In case of release into the water environment (Fig. 4a), the presence of HA in the sample leads to an increase of the released amount of a reference dye. This behavior is more significant in case of hydrogels prepared solely in water (A vs. B and C), compared to the samples prepared in the buffer (D and E), which were comparable during the whole period of the experiment. Similar behavior was observed also in case of release into the buffer, where samples D and E reached approximately the same values. These results suggest that the presence of the low molecular ions in the sample, together with the controlled pH, suppresses the influence of the HA addition on the sample properties. These results also correspond with the microcalory measurements, where the values of denaturation temperature were influenced by the HA addition only in case of water samples; samples D and E reached comparable values (see Table 2). Based on the presented results, we can assume that the presence of low molecular ions affects the complex formation between BSA and HA, which in the end affects both, protein denaturation and also the interaction of the system with the ionic molecule of a reference dye.

Considering the chemical structure of methylene blue (its molecules have a positive charge when dissolved in water), an attractive interaction between the dye and the negatively charged polymer chains, partially immobilizing a dye in the gel network, can be considered. This behavior may be desirable in the cases when long-term release is required. If the slow diffusion is disadvantageous, it may be theoretically accelerated by decreasing the pH of the gel below the pIBSA or by choosing a reference substance with different properties.

Conclusions

The mixed hydrogels combining the properties of two or even more biopolymers represent an attractive material with the potential use in biomedicine. Here we presented the characterization of mixed HA + BSA hydrogels compared with the properties of its single BSA analog.

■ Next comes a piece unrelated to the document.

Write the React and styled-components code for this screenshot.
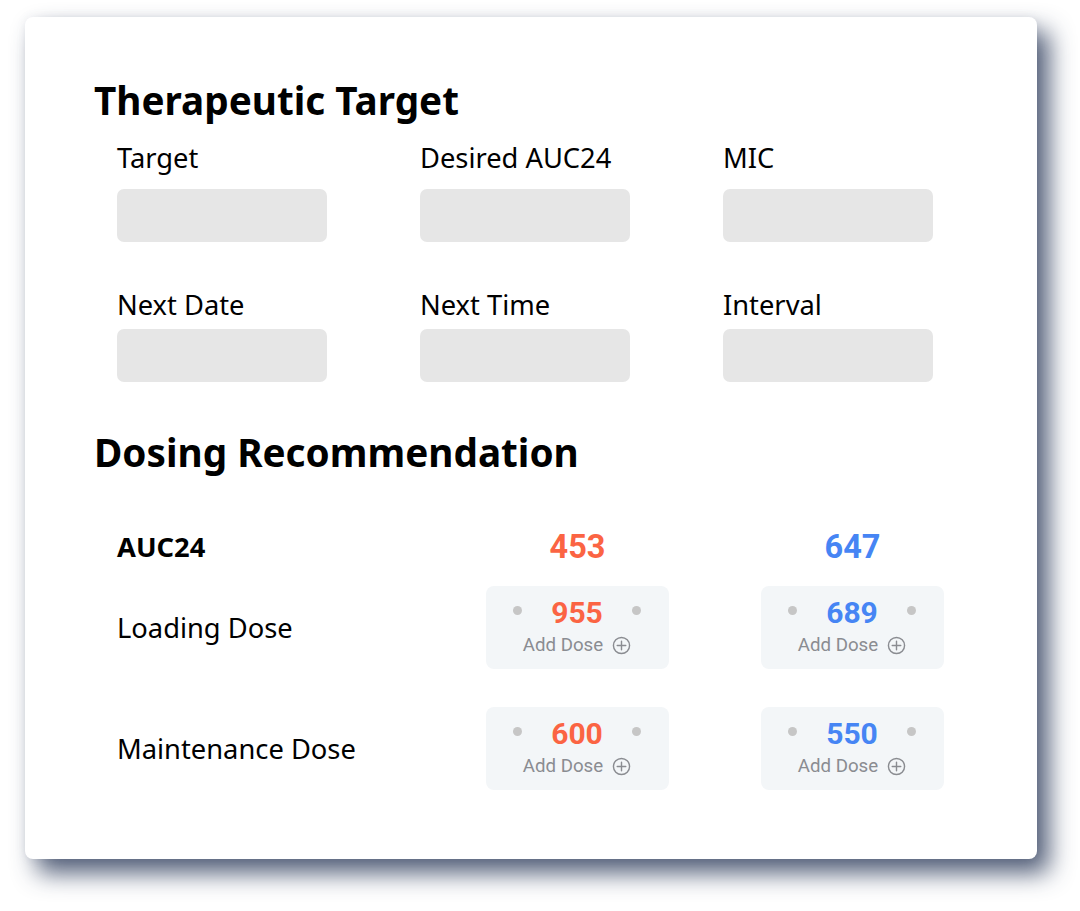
import React from "react";
import styled, { createGlobalStyle } from "styled-components";

// GLOBAL
const GlobalStyle = createGlobalStyle`
  html, body {
    margin: 0;
    padding: 0;
    background: #ffffff;
  }
  body {
    font-family: "Noto Sans", "Open Sans", sans-serif;
    color: #000;
  }
`;

// STYLE
const Page = styled.div`
  padding: 17px 0 0 25px;
  width: 1080px;
  height: 911px;
  box-sizing: border-box;
`;

const Card = styled.section`
  width: 1012px;
  height: 842px;
  box-sizing: border-box;
  padding: 58px 0 0 69px;
  background: #ffffff;
  border-radius: 8px;
  box-shadow: 12px 14px 24px rgba(52, 66, 96, 0.85),
    0 0 8px rgba(120, 130, 160, 0.12);
`;

const Title = styled.h1`
  margin: 0;
  font-size: 38.7px;
  line-height: 50px;
  font-weight: 700;
`;

const FieldGrid = styled.div`
  margin: 16px 0 0 23px;
  display: grid;
  grid-template-columns: repeat(3, 210px);
  column-gap: 93px;
  row-gap: 46px;
`;

const Field = styled.div`
  display: flex;
  flex-direction: column;
  gap: ${(p) => p.$gap}px;
`;

const Label = styled.label`
  font-size: 27.3px;
  line-height: 34px;
  font-weight: 400;
`;

const InputBox = styled.div`
  height: 53px;
  border-radius: 7px;
  background: #e6e6e6;
`;

const SectionTitle = styled(Title)`
  margin-top: 45px;
`;

const DoseRow = styled.div`
  margin-left: 23px;
  display: grid;
  grid-template-columns: 277px 183px 183px;
  grid-auto-rows: ${(p) => p.$height}px;
  column-gap: 92px;
  row-gap: 38px;
  align-items: center;
`;

const AucRow = styled(DoseRow)`
  margin-top: 50px;
  margin-bottom: 19px;
`;

const RowLabel = styled.div`
  font-size: 27.3px;
  font-weight: ${(p) => (p.$bold ? 700 : 400)};
  line-height: 34px;
`;

const Value = styled.div`
  font-family: Roboto, "Liberation Sans", sans-serif;
  font-weight: 700;
  font-size: ${(p) => (p.$small ? "30px" : "32.5px")};
  line-height: 34px;
  color: ${(p) => p.$color};
  text-align: center;
`;

const DoseCard = styled.div`
  height: 83px;
  box-sizing: border-box;
  padding: 11px 28px 0 27px;
  border-radius: 8px;
  background: #f3f6f8;
  display: flex;
  flex-direction: column;
  align-items: stretch;
`;

const DoseTop = styled.div`
  display: flex;
  justify-content: space-between;
  align-items: center;
  height: 32px;
`;

const Dot = styled.span`
  width: 9px;
  height: 9px;
  border-radius: 50%;
  background: #c6c6c6;
  margin-top: -6px;
`;

const AddDose = styled.button`
  margin: 4px auto 0;
  padding: 0;
  border: 0;
  background: none;
  display: inline-flex;
  align-items: center;
  gap: 9px;
  font-family: Roboto, "Liberation Sans", sans-serif;
  font-size: 18.7px;
  line-height: 24px;
  color: #8a8c91;
  cursor: pointer;

  svg {
    width: 19px;
    height: 19px;
  }
`;

const ORANGE = "#fb6443";
const BLUE = "#4685f4";

const PlusCircle = () => (
  <svg viewBox="0 0 20 20" fill="none" stroke="#8a8c91" strokeWidth="1.5">
    <circle cx="10" cy="10" r="8.5" />
    <path d="M10 5.5v9M5.5 10h9" strokeLinecap="round" />
  </svg>
);

const DoseBox = ({ value, color }) => (
  <DoseCard>
    <DoseTop>
      <Dot />
      <Value $color={color} $small>{value}</Value>
      <Dot />
    </DoseTop>
    <AddDose>
      Add Dose <PlusCircle />
    </AddDose>
  </DoseCard>
);

const fields = ["Target", "Desired AUC24", "MIC", "Next Date", "Next Time", "Interval"];

// COMPONENT
const App = () => {
  return (
    <Page>
      <GlobalStyle />
      <Card>
        <Title>Therapeutic Target</Title>
        <FieldGrid>
          {fields.map((f, i) => (
            <Field key={f} $gap={i < 3 ? 14 : 7}>
              <Label>{f}</Label>
              <InputBox />
            </Field>
          ))}
        </FieldGrid>

        <SectionTitle>Dosing Recommendation</SectionTitle>
        <AucRow $height={40}>
          <RowLabel $bold>AUC24</RowLabel>
          <Value $color={ORANGE}>453</Value>
          <Value $color={BLUE}>647</Value>
        </AucRow>
        <DoseRow $height={83}>
          <RowLabel>Loading Dose</RowLabel>
          <DoseBox value="955" color={ORANGE} />
          <DoseBox value="689" color={BLUE} />

          <RowLabel>Maintenance Dose</RowLabel>
          <DoseBox value="600" color={ORANGE} />
          <DoseBox value="550" color={BLUE} />
        </DoseRow>
      </Card>
    </Page>
  );
};

export default App;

The addition of HA to the BSA sample seemed to decrease the crosslinking density of the hydrogel, resulting in the lower stable values of G*. Another property directly related to crosslinking density is the swelling of the hydrogels. The mixed samples of HA + BSA reached higher Qeq values than the BSA samples, and similarly, the water samples reached higher Qeq values than their buffer analog. In general, the lowest Qeq value of all examined gels was observed at pH 4.0, which is close to the pIBSA.

The denaturation of the albumin was affected by the addition of HA into the sample, as well as the increasing the ionic strength. It was found out, that the thermal stability of the hydrogel samples was not affected by its composition. The only heat-induced change can be related to the water evaporation. On the other hand, the morphology differs significantly.

The release profile of model hydrophilic dye into the water and the buffer was measured. Considering the possible use of the hydrogels as some sort of a biomaterial, the buffer with its properties (pH and cNaCl) represented a basic model of physiological conditions. Release of a reference dye (methylene blue) to the buffer was characterized with the sharp increase at the beginning, followed with slow continuous release during the rest of the study. Slow release of a dye from a hydrogel can be considered both, disadvantage or advantage, depending on the use of the hydrogel material. Reaction kinetics may be influenced by changes in conditions such as pH, ionic strength etc. Such properties may be interesting for the applications as pH-sensitive drug carriers or in tissue engineering, to name a few. However, the real behavior of these samples should be the subject of further systematic study.